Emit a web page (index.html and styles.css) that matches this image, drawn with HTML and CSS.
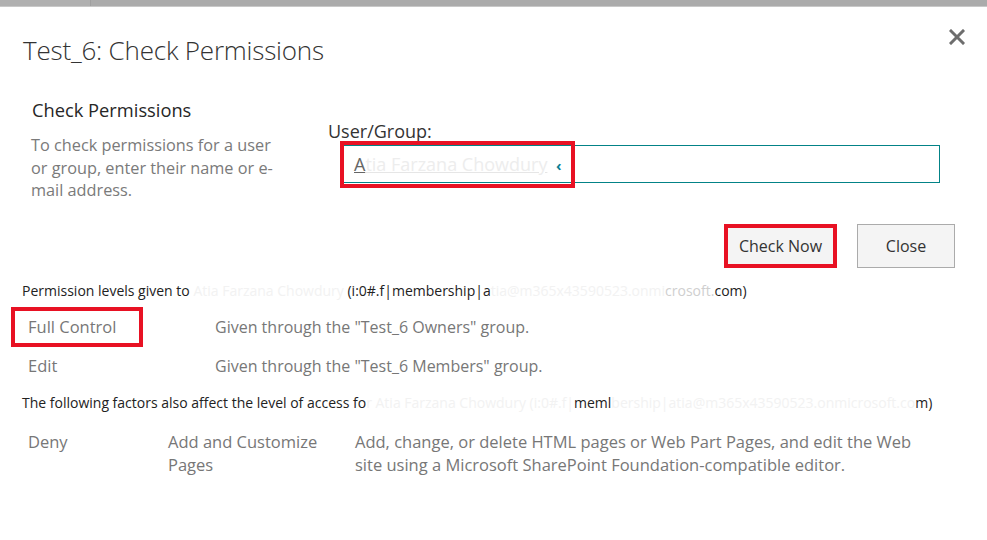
FILE: index.html
```html
<!DOCTYPE html>
<html lang="en">
<head>
<meta charset="utf-8">
<title>Test_6: Check Permissions</title>
<link rel="stylesheet" href="styles.css">
</head>
<body>
<div class="topbar"><span class="topbar-seg"></span></div>
<div class="dialog">
  <header class="dlg-head">
    <h1 class="dlg-title">Test_6: Check Permissions</h1>
    <button class="dlg-close" aria-label="Close">
      <svg width="16" height="16" viewBox="0 0 16 16"><path d="M2 2 L14 14 M14 2 L2 14" stroke="#6d6d6d" stroke-width="3" stroke-linecap="square"/></svg>
    </button>
  </header>

  <section class="form">
    <div class="form-info">
      <h2 class="info-title">Check Permissions</h2>
      <p class="info-desc">To check permissions for a user or group, enter their name or e-mail address.</p>
    </div>
    <div class="form-field">
      <label class="field-label">User/Group:</label>
      <div class="picker">
        <span class="picker-entity mark"><span class="ent-a">A</span><span class="ent-rest">tia Farzana Chowdury</span> <span class="ent-x">‹</span></span>
      </div>
    </div>
  </section>

  <div class="actions">
    <button class="btn mark">Check Now</button>
    <button class="btn">Close</button>
  </div>

  <section class="results">
    <p class="res-head">Permission levels given to <span class="faded">Atia Farzana Chowdury</span> (i:0#.f|membership|a<span class="faded">tia@m365x43590523.onmi</span><span class="semi">crosoft.</span>com)</p>
    <div class="perm-row">
      <span class="perm-name"><span class="mark mark-fc">Full Control</span></span>
      <span class="perm-desc">Given through the "Test_6 Owners" group.</span>
    </div>
    <div class="perm-row">
      <span class="perm-name">Edit</span>
      <span class="perm-desc">Given through the "Test_6 Members" group.</span>
    </div>
    <p class="res-head res-head2">The following factors also affect the level of access fo<span class="faded">r Atia Farzana Chowdury (i:0#.f|</span>meml<span class="faded">bership|atia@m365x43590523.onmicrosoft.co</span>m)</p>
    <div class="deny-row">
      <span class="deny-type">Deny</span>
      <span class="deny-perm">Add and Customize Pages</span>
      <span class="deny-desc">Add, change, or delete HTML pages or Web Part Pages, and edit the Web site using a Microsoft SharePoint Foundation-compatible editor.</span>
    </div>
  </section>
</div>
</body>
</html>
```

FILE: styles.css
```css
* { box-sizing: border-box; }
html, body { margin: 0; padding: 0; background: #fff; }
body {
  font-family: "Open Sans", "Noto Sans", sans-serif;
  color: #333;
  width: 987px;
  height: 540px;
  overflow: hidden;
}
.topbar {
  height: 7px;
  background: #ababab;
  border-bottom: 1px solid #c8c8c8;
  display: flex;
}
.topbar-seg {
  width: 91px;
  height: 100%;
  background: #b0b0b0;
  border-right: 1px solid #a0a0a0;
}
.dialog { padding: 0 22px 0 22px; }
.dlg-head {
  display: flex;
  justify-content: space-between;
  align-items: flex-start;
  padding-top: 26px;
}
.dlg-title {
  margin: 0 0 0 1px;
  font-weight: 300;
  font-size: 26px;
  line-height: 34px;
  color: #333;
  letter-spacing: -0.2px;
}
.dlg-close {
  margin: -4px 0 0 0;
  padding: 0;
  border: 0;
  background: none;
  width: 16px;
  height: 16px;
  display: block;
}
.dlg-close svg { display: block; }

.form {
  display: grid;
  grid-template-columns: 296px 612px;
  margin-top: 31px;
}
.form-info { padding-left: 10px; }
.info-title {
  margin: 0;
  font-weight: 400;
  font-size: 18.3px;
  line-height: 24px;
  color: #262626;
}
.info-desc {
  margin: 12px 0 0 -1px;
  font-size: 16.3px;
  line-height: 22.5px;
  color: #7a7a7a;
  width: 250px;
}
.form-field { padding-top: 22px; padding-left: 10px; }
.field-label {
  display: block;
  font-size: 18px;
  line-height: 22px;
  color: #333;
}
.picker {
  margin: 3px 0 0 15px;
  width: 597px;
  height: 38px;
  border: 1px solid #038387;
  display: flex;
  align-items: center;
  padding-left: 8px;
}
.picker-entity {
  font-size: 18px;
  color: #ededed;
  position: relative;
  padding-left: 2px;
}
.ent-a { color: #666; text-decoration: underline; }
.ent-rest { text-decoration: underline; text-decoration-color: #e6e6e6; }
.ent-x { color: #0a7f94; font-weight: 700; font-size: 15px; margin-left: 4px; }
.mark { position: relative; }
.mark::after {
  content: "";
  position: absolute;
  border: 4px solid #e81123;
  pointer-events: none;
}
.picker-entity.mark::after { left: -12px; top: -11px; right: -13px; bottom: -12px; }

.actions {
  display: flex;
  justify-content: flex-end;
  gap: 23px;
  margin-top: 22px;
  margin-right: 10px;
}
.btn {
  font-family: inherit;
  font-size: 16px;
  color: #333;
  background: #f4f4f4;
  border: 1px solid #ababab;
  height: 44px;
  min-width: 98px;
  padding: 0 10px;
}
.btn.mark { border-color: #f4f4f4; min-width: 107px; }
.btn.mark::after { left: -4px; top: -1px; right: -4px; bottom: -1px; }

.results { margin-top: 14px; }
.res-head {
  margin: 0;
  font-size: 14px;
  line-height: 18px;
  color: #222;
  white-space: nowrap;
}
.faded { color: #f2f2f2; }
.semi { color: #cfcfcf; }
.perm-row {
  display: flex;
  font-size: 16px;
  line-height: 22px;
  color: #777;
  margin-top: 16px;
}
.perm-row + .perm-row { margin-top: 17px; }
.perm-name { width: 193px; padding-left: 6px; font-size: 16.5px; }
.mark-fc { display: inline-block; }
.mark-fc::after { left: -17px; top: -9px; right: -27px; bottom: -9px; }
.res-head2 { margin-top: 17px; }
.deny-row {
  display: grid;
  grid-template-columns: 146px 187px 570px;
  font-size: 16.5px;
  line-height: 23px;
  color: #777;
  margin-top: 18px;
}
.deny-type { padding-left: 6px; }
```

--

#### [DIRECTIVE]
Copy each line in full and exactly, omitting any picture.

#### [CORRECT OUTPUT]
Emit a web page (index.html and styles.css) that matches this image, drawn with HTML and CSS.
FILE: index.html
```html
<!DOCTYPE html>
<html lang="en">
<head>
<meta charset="utf-8">
<title>Test_6: Check Permissions</title>
<link rel="stylesheet" href="styles.css">
</head>
<body>
<div class="topbar"><span class="topbar-seg"></span></div>
<div class="dialog">
  <header class="dlg-head">
    <h1 class="dlg-title">Test_6: Check Permissions</h1>
    <button class="dlg-close" aria-label="Close">
      <svg width="16" height="16" viewBox="0 0 16 16"><path d="M2 2 L14 14 M14 2 L2 14" stroke="#6d6d6d" stroke-width="3" stroke-linecap="square"/></svg>
    </button>
  </header>

  <section class="form">
    <div class="form-info">
      <h2 class="info-title">Check Permissions</h2>
      <p class="info-desc">To check permissions for a user or group, enter their name or e-mail address.</p>
    </div>
    <div class="form-field">
      <label class="field-label">User/Group:</label>
      <div class="picker">
        <span class="picker-entity mark"><span class="ent-a">A</span><span class="ent-rest">tia Farzana Chowdury</span> <span class="ent-x">‹</span></span>
      </div>
    </div>
  </section>

  <div class="actions">
    <button class="btn mark">Check Now</button>
    <button class="btn">Close</button>
  </div>

  <section class="results">
    <p class="res-head">Permission levels given to <span class="faded">Atia Farzana Chowdury</span> (i:0#.f|membership|a<span class="faded">tia@m365x43590523.onmi</span><span class="semi">crosoft.</span>com)</p>
    <div class="perm-row">
      <span class="perm-name"><span class="mark mark-fc">Full Control</span></span>
      <span class="perm-desc">Given through the "Test_6 Owners" group.</span>
    </div>
    <div class="perm-row">
      <span class="perm-name">Edit</span>
      <span class="perm-desc">Given through the "Test_6 Members" group.</span>
    </div>
    <p class="res-head res-head2">The following factors also affect the level of access fo<span class="faded">r Atia Farzana Chowdury (i:0#.f|</span>meml<span class="faded">bership|atia@m365x43590523.onmicrosoft.co</span>m)</p>
    <div class="deny-row">
      <span class="deny-type">Deny</span>
      <span class="deny-perm">Add and Customize Pages</span>
      <span class="deny-desc">Add, change, or delete HTML pages or Web Part Pages, and edit the Web site using a Microsoft SharePoint Foundation-compatible editor.</span>
    </div>
  </section>
</div>
</body>
</html>
```

FILE: styles.css
```css
* { box-sizing: border-box; }
html, body { margin: 0; padding: 0; background: #fff; }
body {
  font-family: "Open Sans", "Noto Sans", sans-serif;
  color: #333;
  width: 987px;
  height: 540px;
  overflow: hidden;
}
.topbar {
  height: 7px;
  background: #ababab;
  border-bottom: 1px solid #c8c8c8;
  display: flex;
}
.topbar-seg {
  width: 91px;
  height: 100%;
  background: #b0b0b0;
  border-right: 1px solid #a0a0a0;
}
.dialog { padding: 0 22px 0 22px; }
.dlg-head {
  display: flex;
  justify-content: space-between;
  align-items: flex-start;
  padding-top: 26px;
}
.dlg-title {
  margin: 0 0 0 1px;
  font-weight: 300;
  font-size: 26px;
  line-height: 34px;
  color: #333;
  letter-spacing: -0.2px;
}
.dlg-close {
  margin: -4px 0 0 0;
  padding: 0;
  border: 0;
  background: none;
  width: 16px;
  height: 16px;
  display: block;
}
.dlg-close svg { display: block; }

.form {
  display: grid;
  grid-template-columns: 296px 612px;
  margin-top: 31px;
}
.form-info { padding-left: 10px; }
.info-title {
  margin: 0;
  font-weight: 400;
  font-size: 18.3px;
  line-height: 24px;
  color: #262626;
}
.info-desc {
  margin: 12px 0 0 -1px;
  font-size: 16.3px;
  line-height: 22.5px;
  color: #7a7a7a;
  width: 250px;
}
.form-field { padding-top: 22px; padding-left: 10px; }
.field-label {
  display: block;
  font-size: 18px;
  line-height: 22px;
  color: #333;
}
.picker {
  margin: 3px 0 0 15px;
  width: 597px;
  height: 38px;
  border: 1px solid #038387;
  display: flex;
  align-items: center;
  padding-left: 8px;
}
.picker-entity {
  font-size: 18px;
  color: #ededed;
  position: relative;
  padding-left: 2px;
}
.ent-a { color: #666; text-decoration: underline; }
.ent-rest { text-decoration: underline; text-decoration-color: #e6e6e6; }
.ent-x { color: #0a7f94; font-weight: 700; font-size: 15px; margin-left: 4px; }
.mark { position: relative; }
.mark::after {
  content: "";
  position: absolute;
  border: 4px solid #e81123;
  pointer-events: none;
}
.picker-entity.mark::after { left: -12px; top: -11px; right: -13px; bottom: -12px; }

.actions {
  display: flex;
  justify-content: flex-end;
  gap: 23px;
  margin-top: 22px;
  margin-right: 10px;
}
.btn {
  font-family: inherit;
  font-size: 16px;
  color: #333;
  background: #f4f4f4;
  border: 1px solid #ababab;
  height: 44px;
  min-width: 98px;
  padding: 0 10px;
}
.btn.mark { border-color: #f4f4f4; min-width: 107px; }
.btn.mark::after { left: -4px; top: -1px; right: -4px; bottom: -1px; }

.results { margin-top: 14px; }
.res-head {
  margin: 0;
  font-size: 14px;
  line-height: 18px;
  color: #222;
  white-space: nowrap;
}
.faded { color: #f2f2f2; }
.semi { color: #cfcfcf; }
.perm-row {
  display: flex;
  font-size: 16px;
  line-height: 22px;
  color: #777;
  margin-top: 16px;
}
.perm-row + .perm-row { margin-top: 17px; }
.perm-name { width: 193px; padding-left: 6px; font-size: 16.5px; }
.mark-fc { display: inline-block; }
.mark-fc::after { left: -17px; top: -9px; right: -27px; bottom: -9px; }
.res-head2 { margin-top: 17px; }
.deny-row {
  display: grid;
  grid-template-columns: 146px 187px 570px;
  font-size: 16.5px;
  line-height: 23px;
  color: #777;
  margin-top: 18px;
}
.deny-type { padding-left: 6px; }
```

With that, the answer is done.